• _TASK STATEMENT_: Repeat, exactly and in full, the lines of the listing below, but without any pictures.

-- Begin --

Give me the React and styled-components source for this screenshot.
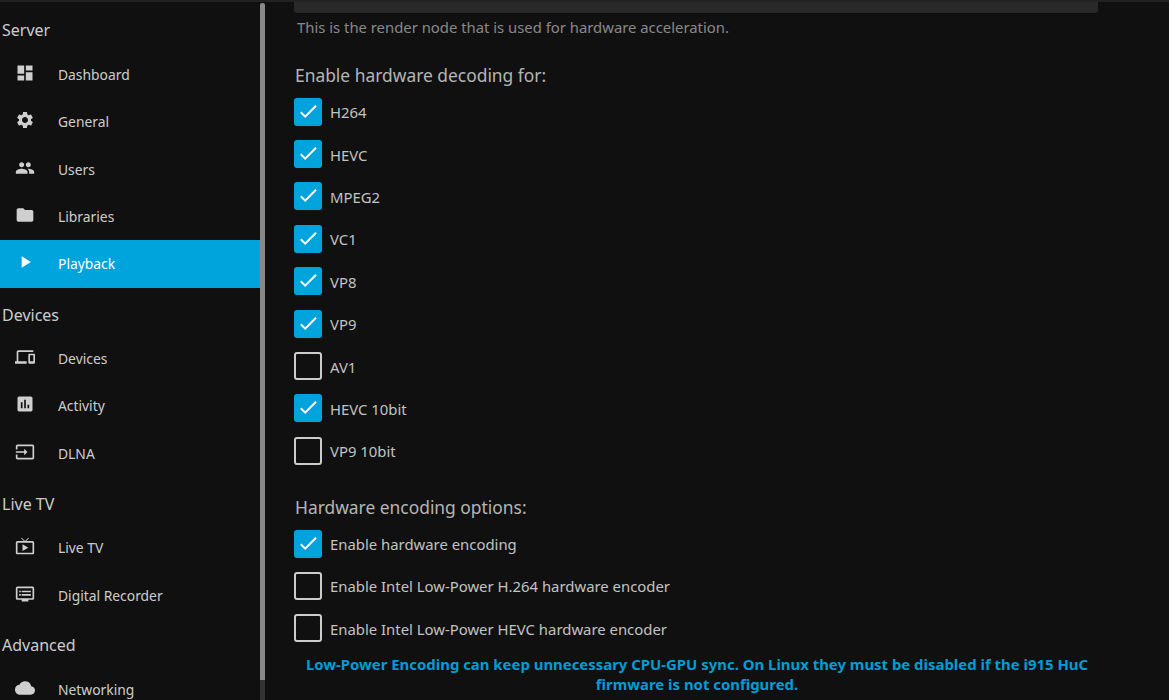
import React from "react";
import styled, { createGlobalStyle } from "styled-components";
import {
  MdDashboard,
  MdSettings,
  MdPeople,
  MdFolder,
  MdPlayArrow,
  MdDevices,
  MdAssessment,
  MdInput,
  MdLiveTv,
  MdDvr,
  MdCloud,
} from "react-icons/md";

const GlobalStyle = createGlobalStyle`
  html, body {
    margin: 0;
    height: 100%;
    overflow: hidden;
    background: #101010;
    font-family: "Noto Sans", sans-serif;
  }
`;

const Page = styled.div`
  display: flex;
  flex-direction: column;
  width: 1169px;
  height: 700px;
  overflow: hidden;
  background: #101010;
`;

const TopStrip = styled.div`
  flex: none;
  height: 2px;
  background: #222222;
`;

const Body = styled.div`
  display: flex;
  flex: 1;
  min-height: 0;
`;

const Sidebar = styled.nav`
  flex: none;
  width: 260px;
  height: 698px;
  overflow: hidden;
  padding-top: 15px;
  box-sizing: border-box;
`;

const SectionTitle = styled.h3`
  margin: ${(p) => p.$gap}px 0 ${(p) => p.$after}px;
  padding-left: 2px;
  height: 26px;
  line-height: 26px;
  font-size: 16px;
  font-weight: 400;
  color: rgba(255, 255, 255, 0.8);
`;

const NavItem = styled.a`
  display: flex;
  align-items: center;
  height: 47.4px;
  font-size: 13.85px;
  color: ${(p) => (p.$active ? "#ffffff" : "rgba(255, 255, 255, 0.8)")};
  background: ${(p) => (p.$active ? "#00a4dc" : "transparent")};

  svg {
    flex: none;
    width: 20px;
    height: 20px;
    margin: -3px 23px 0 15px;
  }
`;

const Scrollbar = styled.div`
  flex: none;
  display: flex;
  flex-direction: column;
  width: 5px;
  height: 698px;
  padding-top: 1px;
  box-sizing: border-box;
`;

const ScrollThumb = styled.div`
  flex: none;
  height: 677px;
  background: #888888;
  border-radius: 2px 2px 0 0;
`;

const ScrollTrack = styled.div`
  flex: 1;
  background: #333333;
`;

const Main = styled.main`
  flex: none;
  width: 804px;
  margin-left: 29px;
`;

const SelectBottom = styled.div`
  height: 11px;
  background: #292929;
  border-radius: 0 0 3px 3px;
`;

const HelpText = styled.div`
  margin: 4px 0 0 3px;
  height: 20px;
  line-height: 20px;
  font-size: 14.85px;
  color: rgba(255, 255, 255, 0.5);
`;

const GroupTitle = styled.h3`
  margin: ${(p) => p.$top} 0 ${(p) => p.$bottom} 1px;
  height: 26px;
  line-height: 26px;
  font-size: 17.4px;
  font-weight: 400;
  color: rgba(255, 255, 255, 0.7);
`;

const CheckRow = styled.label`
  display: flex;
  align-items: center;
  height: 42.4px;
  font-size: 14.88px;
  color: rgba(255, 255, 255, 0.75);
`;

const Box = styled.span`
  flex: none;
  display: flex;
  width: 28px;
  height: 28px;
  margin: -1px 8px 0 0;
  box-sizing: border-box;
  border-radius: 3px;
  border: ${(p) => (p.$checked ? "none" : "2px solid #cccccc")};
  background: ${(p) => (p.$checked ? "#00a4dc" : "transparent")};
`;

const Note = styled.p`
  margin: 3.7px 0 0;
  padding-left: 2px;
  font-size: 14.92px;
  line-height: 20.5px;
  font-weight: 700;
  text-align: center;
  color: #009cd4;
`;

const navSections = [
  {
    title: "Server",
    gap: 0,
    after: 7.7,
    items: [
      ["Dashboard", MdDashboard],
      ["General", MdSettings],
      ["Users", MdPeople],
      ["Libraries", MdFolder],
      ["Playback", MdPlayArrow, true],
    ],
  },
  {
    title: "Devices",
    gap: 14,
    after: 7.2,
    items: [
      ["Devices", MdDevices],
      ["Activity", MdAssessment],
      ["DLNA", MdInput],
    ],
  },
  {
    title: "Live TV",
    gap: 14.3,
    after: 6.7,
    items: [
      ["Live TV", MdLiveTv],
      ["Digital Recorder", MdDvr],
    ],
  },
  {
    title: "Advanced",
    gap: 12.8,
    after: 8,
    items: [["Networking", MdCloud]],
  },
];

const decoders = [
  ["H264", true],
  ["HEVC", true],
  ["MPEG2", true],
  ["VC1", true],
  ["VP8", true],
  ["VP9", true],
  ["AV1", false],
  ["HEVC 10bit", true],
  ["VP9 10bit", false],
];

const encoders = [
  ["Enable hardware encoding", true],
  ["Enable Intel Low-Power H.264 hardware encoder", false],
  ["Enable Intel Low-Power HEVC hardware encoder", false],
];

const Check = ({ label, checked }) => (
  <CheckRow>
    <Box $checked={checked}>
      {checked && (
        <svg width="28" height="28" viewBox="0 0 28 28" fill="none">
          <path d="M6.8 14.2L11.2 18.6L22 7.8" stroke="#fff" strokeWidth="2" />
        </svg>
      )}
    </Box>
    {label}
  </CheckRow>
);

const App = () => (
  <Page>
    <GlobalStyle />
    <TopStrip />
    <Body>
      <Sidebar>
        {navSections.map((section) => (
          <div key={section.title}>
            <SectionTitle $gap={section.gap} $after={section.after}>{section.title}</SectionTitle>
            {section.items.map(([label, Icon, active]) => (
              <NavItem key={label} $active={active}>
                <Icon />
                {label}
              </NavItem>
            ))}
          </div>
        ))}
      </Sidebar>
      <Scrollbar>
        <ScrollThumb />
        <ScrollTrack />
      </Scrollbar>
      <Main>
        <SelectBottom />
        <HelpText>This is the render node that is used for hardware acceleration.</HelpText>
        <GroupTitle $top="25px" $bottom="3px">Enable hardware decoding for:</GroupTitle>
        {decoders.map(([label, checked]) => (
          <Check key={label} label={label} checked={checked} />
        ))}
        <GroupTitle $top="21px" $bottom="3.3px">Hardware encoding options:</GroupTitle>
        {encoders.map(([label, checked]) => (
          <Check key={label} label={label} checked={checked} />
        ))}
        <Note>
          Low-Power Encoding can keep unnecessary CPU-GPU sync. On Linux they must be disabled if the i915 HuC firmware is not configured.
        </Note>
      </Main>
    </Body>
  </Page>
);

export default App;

-- End --

• _WRITTEN SOLUTION_:
Give me the React and styled-components source for this screenshot.
import React from "react";
import styled, { createGlobalStyle } from "styled-components";
import {
  MdDashboard,
  MdSettings,
  MdPeople,
  MdFolder,
  MdPlayArrow,
  MdDevices,
  MdAssessment,
  MdInput,
  MdLiveTv,
  MdDvr,
  MdCloud,
} from "react-icons/md";

const GlobalStyle = createGlobalStyle`
  html, body {
    margin: 0;
    height: 100%;
    overflow: hidden;
    background: #101010;
    font-family: "Noto Sans", sans-serif;
  }
`;

const Page = styled.div`
  display: flex;
  flex-direction: column;
  width: 1169px;
  height: 700px;
  overflow: hidden;
  background: #101010;
`;

const TopStrip = styled.div`
  flex: none;
  height: 2px;
  background: #222222;
`;

const Body = styled.div`
  display: flex;
  flex: 1;
  min-height: 0;
`;

const Sidebar = styled.nav`
  flex: none;
  width: 260px;
  height: 698px;
  overflow: hidden;
  padding-top: 15px;
  box-sizing: border-box;
`;

const SectionTitle = styled.h3`
  margin: ${(p) => p.$gap}px 0 ${(p) => p.$after}px;
  padding-left: 2px;
  height: 26px;
  line-height: 26px;
  font-size: 16px;
  font-weight: 400;
  color: rgba(255, 255, 255, 0.8);
`;

const NavItem = styled.a`
  display: flex;
  align-items: center;
  height: 47.4px;
  font-size: 13.85px;
  color: ${(p) => (p.$active ? "#ffffff" : "rgba(255, 255, 255, 0.8)")};
  background: ${(p) => (p.$active ? "#00a4dc" : "transparent")};

  svg {
    flex: none;
    width: 20px;
    height: 20px;
    margin: -3px 23px 0 15px;
  }
`;

const Scrollbar = styled.div`
  flex: none;
  display: flex;
  flex-direction: column;
  width: 5px;
  height: 698px;
  padding-top: 1px;
  box-sizing: border-box;
`;

const ScrollThumb = styled.div`
  flex: none;
  height: 677px;
  background: #888888;
  border-radius: 2px 2px 0 0;
`;

const ScrollTrack = styled.div`
  flex: 1;
  background: #333333;
`;

const Main = styled.main`
  flex: none;
  width: 804px;
  margin-left: 29px;
`;

const SelectBottom = styled.div`
  height: 11px;
  background: #292929;
  border-radius: 0 0 3px 3px;
`;

const HelpText = styled.div`
  margin: 4px 0 0 3px;
  height: 20px;
  line-height: 20px;
  font-size: 14.85px;
  color: rgba(255, 255, 255, 0.5);
`;

const GroupTitle = styled.h3`
  margin: ${(p) => p.$top} 0 ${(p) => p.$bottom} 1px;
  height: 26px;
  line-height: 26px;
  font-size: 17.4px;
  font-weight: 400;
  color: rgba(255, 255, 255, 0.7);
`;

const CheckRow = styled.label`
  display: flex;
  align-items: center;
  height: 42.4px;
  font-size: 14.88px;
  color: rgba(255, 255, 255, 0.75);
`;

const Box = styled.span`
  flex: none;
  display: flex;
  width: 28px;
  height: 28px;
  margin: -1px 8px 0 0;
  box-sizing: border-box;
  border-radius: 3px;
  border: ${(p) => (p.$checked ? "none" : "2px solid #cccccc")};
  background: ${(p) => (p.$checked ? "#00a4dc" : "transparent")};
`;

const Note = styled.p`
  margin: 3.7px 0 0;
  padding-left: 2px;
  font-size: 14.92px;
  line-height: 20.5px;
  font-weight: 700;
  text-align: center;
  color: #009cd4;
`;

const navSections = [
  {
    title: "Server",
    gap: 0,
    after: 7.7,
    items: [
      ["Dashboard", MdDashboard],
      ["General", MdSettings],
      ["Users", MdPeople],
      ["Libraries", MdFolder],
      ["Playback", MdPlayArrow, true],
    ],
  },
  {
    title: "Devices",
    gap: 14,
    after: 7.2,
    items: [
      ["Devices", MdDevices],
      ["Activity", MdAssessment],
      ["DLNA", MdInput],
    ],
  },
  {
    title: "Live TV",
    gap: 14.3,
    after: 6.7,
    items: [
      ["Live TV", MdLiveTv],
      ["Digital Recorder", MdDvr],
    ],
  },
  {
    title: "Advanced",
    gap: 12.8,
    after: 8,
    items: [["Networking", MdCloud]],
  },
];

const decoders = [
  ["H264", true],
  ["HEVC", true],
  ["MPEG2", true],
  ["VC1", true],
  ["VP8", true],
  ["VP9", true],
  ["AV1", false],
  ["HEVC 10bit", true],
  ["VP9 10bit", false],
];

const encoders = [
  ["Enable hardware encoding", true],
  ["Enable Intel Low-Power H.264 hardware encoder", false],
  ["Enable Intel Low-Power HEVC hardware encoder", false],
];

const Check = ({ label, checked }) => (
  <CheckRow>
    <Box $checked={checked}>
      {checked && (
        <svg width="28" height="28" viewBox="0 0 28 28" fill="none">
          <path d="M6.8 14.2L11.2 18.6L22 7.8" stroke="#fff" strokeWidth="2" />
        </svg>
      )}
    </Box>
    {label}
  </CheckRow>
);

const App = () => (
  <Page>
    <GlobalStyle />
    <TopStrip />
    <Body>
      <Sidebar>
        {navSections.map((section) => (
          <div key={section.title}>
            <SectionTitle $gap={section.gap} $after={section.after}>{section.title}</SectionTitle>
            {section.items.map(([label, Icon, active]) => (
              <NavItem key={label} $active={active}>
                <Icon />
                {label}
              </NavItem>
            ))}
          </div>
        ))}
      </Sidebar>
      <Scrollbar>
        <ScrollThumb />
        <ScrollTrack />
      </Scrollbar>
      <Main>
        <SelectBottom />
        <HelpText>This is the render node that is used for hardware acceleration.</HelpText>
        <GroupTitle $top="25px" $bottom="3px">Enable hardware decoding for:</GroupTitle>
        {decoders.map(([label, checked]) => (
          <Check key={label} label={label} checked={checked} />
        ))}
        <GroupTitle $top="21px" $bottom="3.3px">Hardware encoding options:</GroupTitle>
        {encoders.map(([label, checked]) => (
          <Check key={label} label={label} checked={checked} />
        ))}
        <Note>
          Low-Power Encoding can keep unnecessary CPU-GPU sync. On Linux they must be disabled if the i915 HuC firmware is not configured.
        </Note>
      </Main>
    </Body>
  </Page>
);

export default App;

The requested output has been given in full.